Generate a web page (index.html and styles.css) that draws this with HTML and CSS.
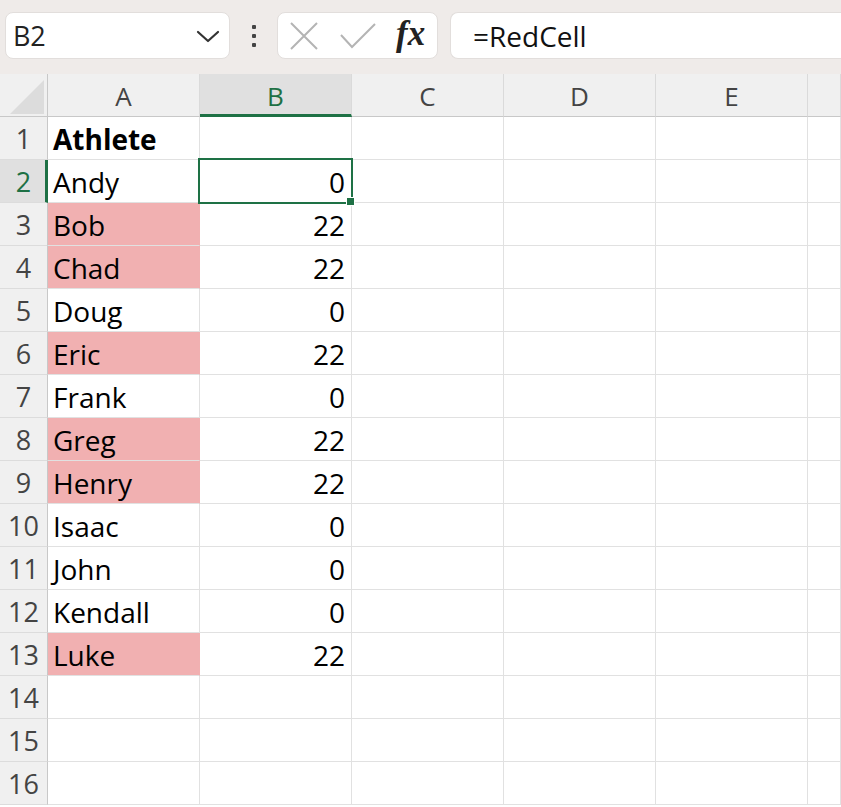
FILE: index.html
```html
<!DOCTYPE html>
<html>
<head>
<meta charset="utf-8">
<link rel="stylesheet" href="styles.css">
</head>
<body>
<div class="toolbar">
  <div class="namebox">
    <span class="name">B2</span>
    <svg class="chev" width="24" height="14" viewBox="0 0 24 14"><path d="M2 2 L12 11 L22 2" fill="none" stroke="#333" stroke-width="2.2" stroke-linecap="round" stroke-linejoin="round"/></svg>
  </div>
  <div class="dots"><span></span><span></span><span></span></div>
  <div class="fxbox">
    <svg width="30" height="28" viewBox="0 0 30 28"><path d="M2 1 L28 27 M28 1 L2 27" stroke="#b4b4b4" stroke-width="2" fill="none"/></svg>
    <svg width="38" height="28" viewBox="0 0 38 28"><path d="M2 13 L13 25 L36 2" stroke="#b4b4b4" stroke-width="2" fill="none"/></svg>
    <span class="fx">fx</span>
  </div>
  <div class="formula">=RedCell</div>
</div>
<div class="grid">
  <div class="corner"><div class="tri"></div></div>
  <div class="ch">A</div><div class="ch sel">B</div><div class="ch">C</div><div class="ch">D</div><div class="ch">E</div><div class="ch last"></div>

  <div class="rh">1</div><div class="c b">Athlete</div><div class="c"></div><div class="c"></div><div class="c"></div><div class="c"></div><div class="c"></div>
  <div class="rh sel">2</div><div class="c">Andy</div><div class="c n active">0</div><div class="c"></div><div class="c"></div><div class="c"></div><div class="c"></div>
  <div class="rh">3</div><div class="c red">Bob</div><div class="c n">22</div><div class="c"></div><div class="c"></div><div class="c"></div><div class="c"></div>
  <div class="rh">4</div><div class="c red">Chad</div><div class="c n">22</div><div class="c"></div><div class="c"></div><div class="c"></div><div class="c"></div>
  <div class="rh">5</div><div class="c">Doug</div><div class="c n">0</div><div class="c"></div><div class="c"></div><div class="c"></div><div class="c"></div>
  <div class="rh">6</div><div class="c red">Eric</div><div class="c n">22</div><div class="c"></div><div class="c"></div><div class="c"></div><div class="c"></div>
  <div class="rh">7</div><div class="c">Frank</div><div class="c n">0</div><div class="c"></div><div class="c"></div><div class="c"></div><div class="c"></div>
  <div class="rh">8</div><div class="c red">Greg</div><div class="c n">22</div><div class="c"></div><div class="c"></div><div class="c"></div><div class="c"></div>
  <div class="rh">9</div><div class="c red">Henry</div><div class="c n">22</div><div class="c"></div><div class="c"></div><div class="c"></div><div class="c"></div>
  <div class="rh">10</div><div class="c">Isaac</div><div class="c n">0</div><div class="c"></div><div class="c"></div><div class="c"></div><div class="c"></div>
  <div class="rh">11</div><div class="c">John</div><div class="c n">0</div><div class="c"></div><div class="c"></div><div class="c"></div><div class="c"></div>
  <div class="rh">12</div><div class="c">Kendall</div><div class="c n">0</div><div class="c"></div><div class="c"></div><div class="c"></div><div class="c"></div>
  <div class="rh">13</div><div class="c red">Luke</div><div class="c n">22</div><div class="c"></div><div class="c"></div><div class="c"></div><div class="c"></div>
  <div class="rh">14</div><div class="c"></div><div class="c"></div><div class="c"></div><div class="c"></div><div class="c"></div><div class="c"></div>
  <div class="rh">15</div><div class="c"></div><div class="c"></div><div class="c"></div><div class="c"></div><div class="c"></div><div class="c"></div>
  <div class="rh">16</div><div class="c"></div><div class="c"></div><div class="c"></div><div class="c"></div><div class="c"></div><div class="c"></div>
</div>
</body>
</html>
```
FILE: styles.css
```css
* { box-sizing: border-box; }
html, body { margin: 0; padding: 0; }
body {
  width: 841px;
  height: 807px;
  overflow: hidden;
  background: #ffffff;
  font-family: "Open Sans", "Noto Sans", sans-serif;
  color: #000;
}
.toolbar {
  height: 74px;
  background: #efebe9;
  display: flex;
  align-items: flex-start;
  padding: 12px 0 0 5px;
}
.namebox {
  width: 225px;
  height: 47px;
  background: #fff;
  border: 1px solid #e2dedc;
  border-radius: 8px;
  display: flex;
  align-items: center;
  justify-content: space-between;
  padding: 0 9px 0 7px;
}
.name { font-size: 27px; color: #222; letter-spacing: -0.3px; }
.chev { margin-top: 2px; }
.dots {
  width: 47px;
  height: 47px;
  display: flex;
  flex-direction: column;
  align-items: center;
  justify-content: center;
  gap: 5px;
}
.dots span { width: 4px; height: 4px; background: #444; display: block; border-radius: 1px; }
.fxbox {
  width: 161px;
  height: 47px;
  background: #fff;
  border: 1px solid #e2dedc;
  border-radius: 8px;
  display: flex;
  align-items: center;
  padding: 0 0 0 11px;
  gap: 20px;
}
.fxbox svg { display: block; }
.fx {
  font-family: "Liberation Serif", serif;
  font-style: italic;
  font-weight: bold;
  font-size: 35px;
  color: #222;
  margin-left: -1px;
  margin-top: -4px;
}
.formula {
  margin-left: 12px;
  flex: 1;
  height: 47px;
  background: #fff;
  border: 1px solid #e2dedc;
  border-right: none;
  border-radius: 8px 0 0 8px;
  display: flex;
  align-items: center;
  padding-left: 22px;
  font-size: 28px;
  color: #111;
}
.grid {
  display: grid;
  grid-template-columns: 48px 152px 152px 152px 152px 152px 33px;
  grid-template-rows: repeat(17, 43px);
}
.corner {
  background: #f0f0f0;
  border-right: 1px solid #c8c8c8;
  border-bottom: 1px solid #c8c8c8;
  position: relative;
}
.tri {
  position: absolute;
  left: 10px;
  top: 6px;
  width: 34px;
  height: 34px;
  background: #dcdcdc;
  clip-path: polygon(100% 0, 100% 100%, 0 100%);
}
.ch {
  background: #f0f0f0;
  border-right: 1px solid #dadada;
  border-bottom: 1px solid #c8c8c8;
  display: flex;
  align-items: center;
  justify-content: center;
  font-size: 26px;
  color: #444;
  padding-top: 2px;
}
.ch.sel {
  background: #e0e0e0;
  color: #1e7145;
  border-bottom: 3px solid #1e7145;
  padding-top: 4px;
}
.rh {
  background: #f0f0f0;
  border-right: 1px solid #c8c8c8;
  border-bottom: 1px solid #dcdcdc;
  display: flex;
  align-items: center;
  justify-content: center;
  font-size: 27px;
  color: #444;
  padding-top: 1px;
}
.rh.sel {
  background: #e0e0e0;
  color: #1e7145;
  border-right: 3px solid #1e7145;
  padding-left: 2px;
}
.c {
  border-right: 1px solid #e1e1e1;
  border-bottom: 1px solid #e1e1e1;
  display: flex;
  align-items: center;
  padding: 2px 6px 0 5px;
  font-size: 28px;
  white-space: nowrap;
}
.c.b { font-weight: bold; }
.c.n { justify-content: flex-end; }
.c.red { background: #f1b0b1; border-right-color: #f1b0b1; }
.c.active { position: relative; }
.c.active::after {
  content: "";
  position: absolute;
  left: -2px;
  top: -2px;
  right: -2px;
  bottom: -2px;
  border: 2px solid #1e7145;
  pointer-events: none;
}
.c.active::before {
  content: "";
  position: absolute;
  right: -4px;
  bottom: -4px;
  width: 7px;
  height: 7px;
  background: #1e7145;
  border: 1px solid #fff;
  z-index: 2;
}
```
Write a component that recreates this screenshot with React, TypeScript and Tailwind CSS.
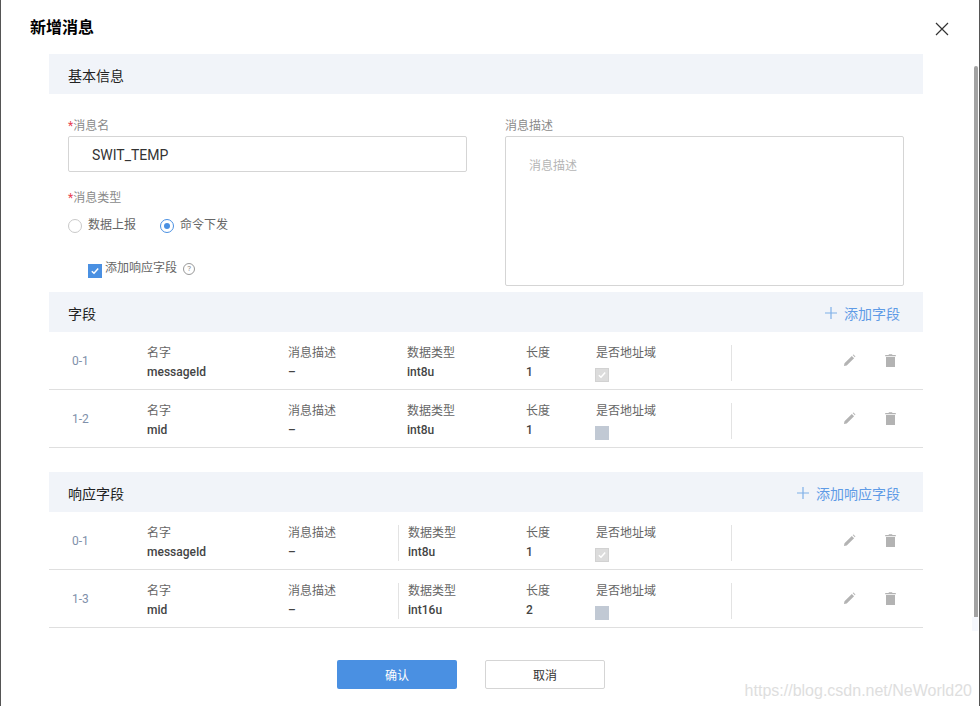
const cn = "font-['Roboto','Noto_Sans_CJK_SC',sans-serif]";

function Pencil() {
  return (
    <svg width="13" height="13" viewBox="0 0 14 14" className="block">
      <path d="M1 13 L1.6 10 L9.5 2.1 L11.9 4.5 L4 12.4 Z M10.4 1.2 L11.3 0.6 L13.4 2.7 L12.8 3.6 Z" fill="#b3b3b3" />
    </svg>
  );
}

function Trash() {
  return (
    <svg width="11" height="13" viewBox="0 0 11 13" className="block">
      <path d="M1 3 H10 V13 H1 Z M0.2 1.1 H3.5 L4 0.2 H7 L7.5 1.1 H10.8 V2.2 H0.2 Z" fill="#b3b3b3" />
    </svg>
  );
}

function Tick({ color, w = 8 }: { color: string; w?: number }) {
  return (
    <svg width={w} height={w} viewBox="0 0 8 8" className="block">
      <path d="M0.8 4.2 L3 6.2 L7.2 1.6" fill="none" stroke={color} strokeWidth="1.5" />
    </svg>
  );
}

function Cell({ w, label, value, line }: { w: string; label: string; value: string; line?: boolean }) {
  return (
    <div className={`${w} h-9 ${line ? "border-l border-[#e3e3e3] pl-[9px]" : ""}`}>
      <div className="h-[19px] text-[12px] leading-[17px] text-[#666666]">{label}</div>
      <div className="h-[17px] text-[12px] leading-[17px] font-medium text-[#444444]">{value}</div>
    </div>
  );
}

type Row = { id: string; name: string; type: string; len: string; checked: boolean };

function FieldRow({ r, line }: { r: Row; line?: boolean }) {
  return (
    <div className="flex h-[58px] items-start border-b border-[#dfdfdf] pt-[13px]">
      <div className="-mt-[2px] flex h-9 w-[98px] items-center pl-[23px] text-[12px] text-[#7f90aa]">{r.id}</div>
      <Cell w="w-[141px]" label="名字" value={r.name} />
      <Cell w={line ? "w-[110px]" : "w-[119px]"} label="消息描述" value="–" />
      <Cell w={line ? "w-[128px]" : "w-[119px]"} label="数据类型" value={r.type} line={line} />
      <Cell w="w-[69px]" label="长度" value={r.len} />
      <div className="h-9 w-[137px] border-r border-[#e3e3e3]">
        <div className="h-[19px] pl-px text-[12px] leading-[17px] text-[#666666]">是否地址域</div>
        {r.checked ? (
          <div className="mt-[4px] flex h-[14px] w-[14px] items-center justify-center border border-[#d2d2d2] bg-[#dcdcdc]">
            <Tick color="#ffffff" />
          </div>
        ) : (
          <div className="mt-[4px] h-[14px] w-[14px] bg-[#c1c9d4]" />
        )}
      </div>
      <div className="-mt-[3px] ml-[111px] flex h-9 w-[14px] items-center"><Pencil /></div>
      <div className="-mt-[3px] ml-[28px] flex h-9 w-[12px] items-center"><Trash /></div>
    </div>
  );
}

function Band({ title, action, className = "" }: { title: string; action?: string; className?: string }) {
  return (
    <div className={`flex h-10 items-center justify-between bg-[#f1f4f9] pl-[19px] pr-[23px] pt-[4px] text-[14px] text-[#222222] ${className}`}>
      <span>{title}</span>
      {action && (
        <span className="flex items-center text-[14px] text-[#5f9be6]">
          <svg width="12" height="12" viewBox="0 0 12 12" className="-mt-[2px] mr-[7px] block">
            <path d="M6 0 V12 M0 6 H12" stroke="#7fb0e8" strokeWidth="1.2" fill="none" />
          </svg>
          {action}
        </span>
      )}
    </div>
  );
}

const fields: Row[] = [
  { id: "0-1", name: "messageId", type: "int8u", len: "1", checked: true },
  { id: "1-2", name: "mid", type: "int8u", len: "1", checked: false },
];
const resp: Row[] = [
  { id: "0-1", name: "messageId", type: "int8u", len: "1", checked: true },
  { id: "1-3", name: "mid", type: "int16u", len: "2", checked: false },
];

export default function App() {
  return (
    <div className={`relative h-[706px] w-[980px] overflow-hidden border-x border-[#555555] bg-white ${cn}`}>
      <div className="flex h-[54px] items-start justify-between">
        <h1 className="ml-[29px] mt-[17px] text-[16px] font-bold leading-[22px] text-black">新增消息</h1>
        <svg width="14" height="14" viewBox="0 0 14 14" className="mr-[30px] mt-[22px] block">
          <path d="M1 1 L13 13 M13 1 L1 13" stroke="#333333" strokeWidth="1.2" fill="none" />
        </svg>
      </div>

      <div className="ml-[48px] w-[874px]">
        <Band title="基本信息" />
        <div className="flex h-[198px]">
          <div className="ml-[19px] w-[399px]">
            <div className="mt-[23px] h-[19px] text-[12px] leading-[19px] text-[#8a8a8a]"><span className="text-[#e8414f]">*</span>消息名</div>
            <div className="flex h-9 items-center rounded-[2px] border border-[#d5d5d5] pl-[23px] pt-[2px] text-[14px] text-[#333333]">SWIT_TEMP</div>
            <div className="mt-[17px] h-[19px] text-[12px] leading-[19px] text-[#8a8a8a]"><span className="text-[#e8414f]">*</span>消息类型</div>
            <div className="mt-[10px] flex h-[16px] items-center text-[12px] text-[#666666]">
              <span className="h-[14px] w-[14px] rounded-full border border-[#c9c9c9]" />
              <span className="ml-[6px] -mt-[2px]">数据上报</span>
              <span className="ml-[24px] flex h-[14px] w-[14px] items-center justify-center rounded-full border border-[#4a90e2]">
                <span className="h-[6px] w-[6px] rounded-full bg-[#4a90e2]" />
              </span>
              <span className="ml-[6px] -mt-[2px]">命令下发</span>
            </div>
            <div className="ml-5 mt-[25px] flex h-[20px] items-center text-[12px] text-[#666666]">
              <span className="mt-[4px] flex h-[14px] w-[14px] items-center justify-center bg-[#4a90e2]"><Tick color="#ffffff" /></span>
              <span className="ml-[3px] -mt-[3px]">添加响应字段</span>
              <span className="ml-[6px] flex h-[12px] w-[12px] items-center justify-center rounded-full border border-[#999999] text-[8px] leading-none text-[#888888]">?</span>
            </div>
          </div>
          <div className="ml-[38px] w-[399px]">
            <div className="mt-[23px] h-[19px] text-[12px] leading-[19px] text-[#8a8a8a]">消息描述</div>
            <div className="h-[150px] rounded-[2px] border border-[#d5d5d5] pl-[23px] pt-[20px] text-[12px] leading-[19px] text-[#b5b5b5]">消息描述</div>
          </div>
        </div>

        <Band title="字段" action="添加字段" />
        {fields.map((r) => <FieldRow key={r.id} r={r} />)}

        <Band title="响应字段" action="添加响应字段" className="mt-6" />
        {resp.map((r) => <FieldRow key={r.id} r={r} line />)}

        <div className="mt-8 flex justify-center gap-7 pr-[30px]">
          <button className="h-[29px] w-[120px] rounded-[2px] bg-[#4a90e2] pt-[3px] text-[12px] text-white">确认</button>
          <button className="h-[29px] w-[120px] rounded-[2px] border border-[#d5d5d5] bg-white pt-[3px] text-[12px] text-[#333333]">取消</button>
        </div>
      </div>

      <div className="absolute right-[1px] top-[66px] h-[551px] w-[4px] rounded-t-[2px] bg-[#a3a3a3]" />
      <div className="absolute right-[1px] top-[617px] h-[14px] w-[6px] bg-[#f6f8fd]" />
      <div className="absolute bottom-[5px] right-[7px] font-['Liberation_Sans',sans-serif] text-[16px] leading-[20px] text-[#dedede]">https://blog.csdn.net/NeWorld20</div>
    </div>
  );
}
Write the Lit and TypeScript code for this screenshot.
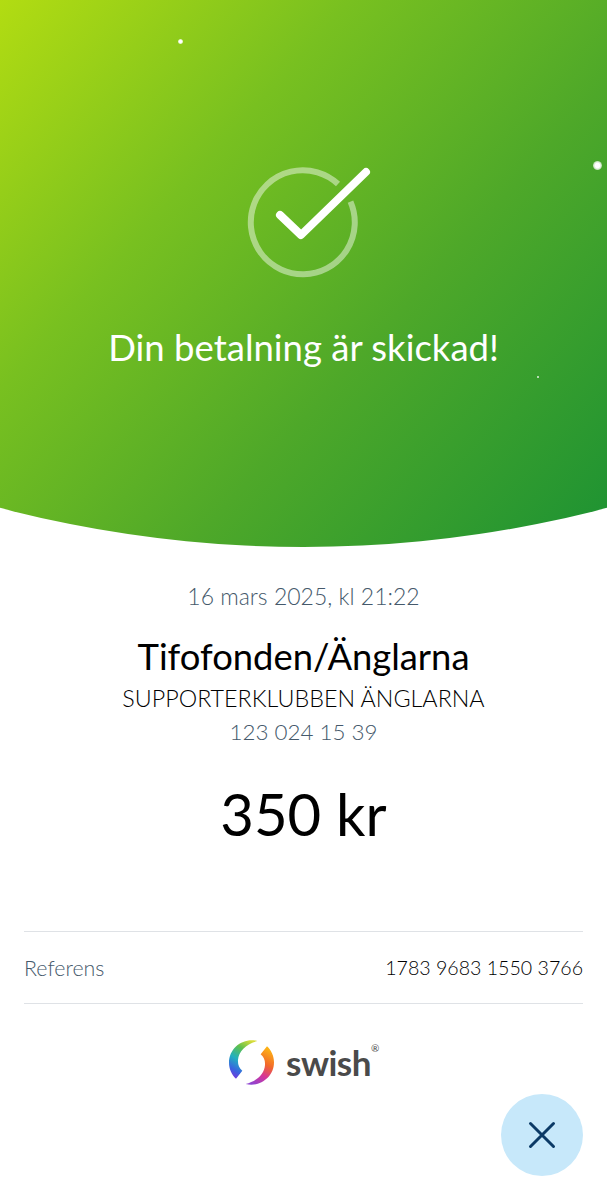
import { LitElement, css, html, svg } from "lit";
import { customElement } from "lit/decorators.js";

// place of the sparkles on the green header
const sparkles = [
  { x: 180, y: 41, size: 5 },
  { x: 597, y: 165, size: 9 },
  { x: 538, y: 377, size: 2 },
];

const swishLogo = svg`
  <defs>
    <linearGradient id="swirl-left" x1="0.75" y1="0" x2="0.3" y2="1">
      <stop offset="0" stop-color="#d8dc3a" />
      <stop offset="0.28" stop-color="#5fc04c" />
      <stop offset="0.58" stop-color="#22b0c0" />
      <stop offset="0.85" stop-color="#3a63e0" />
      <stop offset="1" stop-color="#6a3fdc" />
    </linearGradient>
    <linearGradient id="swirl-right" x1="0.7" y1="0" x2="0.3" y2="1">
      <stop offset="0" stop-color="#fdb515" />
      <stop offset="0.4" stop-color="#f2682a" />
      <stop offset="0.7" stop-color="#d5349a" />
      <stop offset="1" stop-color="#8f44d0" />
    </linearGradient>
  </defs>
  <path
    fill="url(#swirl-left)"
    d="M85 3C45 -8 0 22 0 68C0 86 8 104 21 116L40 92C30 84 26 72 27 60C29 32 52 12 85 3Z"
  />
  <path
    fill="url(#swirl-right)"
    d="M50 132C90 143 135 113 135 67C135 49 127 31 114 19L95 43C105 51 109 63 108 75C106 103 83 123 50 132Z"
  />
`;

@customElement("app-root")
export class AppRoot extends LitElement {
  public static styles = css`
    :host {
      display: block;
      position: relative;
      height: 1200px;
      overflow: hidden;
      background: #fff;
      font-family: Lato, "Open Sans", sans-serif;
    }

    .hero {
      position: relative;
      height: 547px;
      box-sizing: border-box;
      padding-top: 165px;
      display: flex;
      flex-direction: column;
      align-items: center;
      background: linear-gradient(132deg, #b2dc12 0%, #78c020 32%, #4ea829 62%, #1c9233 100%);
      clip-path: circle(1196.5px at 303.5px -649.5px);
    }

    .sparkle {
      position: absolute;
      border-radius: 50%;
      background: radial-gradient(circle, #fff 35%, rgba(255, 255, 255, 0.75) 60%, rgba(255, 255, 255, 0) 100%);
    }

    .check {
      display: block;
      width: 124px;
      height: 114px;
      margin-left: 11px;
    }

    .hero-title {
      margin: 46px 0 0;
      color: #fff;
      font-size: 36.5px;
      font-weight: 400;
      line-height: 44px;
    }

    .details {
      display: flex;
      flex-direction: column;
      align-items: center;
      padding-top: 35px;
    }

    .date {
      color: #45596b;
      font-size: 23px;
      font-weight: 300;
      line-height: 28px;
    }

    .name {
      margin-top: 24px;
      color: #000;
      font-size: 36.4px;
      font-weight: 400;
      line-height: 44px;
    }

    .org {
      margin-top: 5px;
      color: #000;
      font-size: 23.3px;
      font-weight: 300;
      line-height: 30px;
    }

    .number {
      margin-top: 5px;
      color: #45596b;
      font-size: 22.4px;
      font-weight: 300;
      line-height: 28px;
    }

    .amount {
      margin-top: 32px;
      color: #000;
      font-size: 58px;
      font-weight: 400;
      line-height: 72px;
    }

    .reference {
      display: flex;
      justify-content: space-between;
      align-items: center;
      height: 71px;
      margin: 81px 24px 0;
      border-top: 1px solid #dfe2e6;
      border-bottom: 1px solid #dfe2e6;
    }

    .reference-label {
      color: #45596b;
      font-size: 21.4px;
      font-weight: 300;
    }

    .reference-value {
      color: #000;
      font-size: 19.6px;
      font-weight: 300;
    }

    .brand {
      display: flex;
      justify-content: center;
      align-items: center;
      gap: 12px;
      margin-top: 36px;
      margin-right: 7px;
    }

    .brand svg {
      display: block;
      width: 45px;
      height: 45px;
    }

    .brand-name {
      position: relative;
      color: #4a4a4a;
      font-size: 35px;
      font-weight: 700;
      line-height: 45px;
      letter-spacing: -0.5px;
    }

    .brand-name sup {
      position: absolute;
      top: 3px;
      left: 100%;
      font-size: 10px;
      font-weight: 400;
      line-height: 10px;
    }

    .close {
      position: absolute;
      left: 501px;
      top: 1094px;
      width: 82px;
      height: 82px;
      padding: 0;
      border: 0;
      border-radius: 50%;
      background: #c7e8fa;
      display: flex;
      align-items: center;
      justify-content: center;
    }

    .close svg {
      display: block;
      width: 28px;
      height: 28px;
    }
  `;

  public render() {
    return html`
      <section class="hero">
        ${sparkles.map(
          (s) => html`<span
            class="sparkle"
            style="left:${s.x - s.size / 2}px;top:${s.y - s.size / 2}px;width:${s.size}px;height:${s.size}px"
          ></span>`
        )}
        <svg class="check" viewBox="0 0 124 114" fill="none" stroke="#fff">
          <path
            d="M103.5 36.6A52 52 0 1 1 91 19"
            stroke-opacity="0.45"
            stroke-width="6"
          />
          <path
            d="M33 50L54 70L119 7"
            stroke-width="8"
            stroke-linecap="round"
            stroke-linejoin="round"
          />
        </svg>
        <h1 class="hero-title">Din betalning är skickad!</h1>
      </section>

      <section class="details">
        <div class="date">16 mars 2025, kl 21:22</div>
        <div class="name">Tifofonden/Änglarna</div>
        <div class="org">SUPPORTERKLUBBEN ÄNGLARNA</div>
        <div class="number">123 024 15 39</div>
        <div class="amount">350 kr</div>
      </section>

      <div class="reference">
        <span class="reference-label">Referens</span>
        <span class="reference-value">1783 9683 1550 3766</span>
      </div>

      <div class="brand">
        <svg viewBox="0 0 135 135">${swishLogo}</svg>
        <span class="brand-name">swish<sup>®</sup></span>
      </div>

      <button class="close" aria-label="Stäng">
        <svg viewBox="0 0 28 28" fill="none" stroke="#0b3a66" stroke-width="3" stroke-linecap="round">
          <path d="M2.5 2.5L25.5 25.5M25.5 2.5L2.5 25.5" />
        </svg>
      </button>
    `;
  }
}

====================

### TASK DIRECTIONS
Using the entries above, state how many lines include the word "screenshot", with no other words.

### SOLUTION
2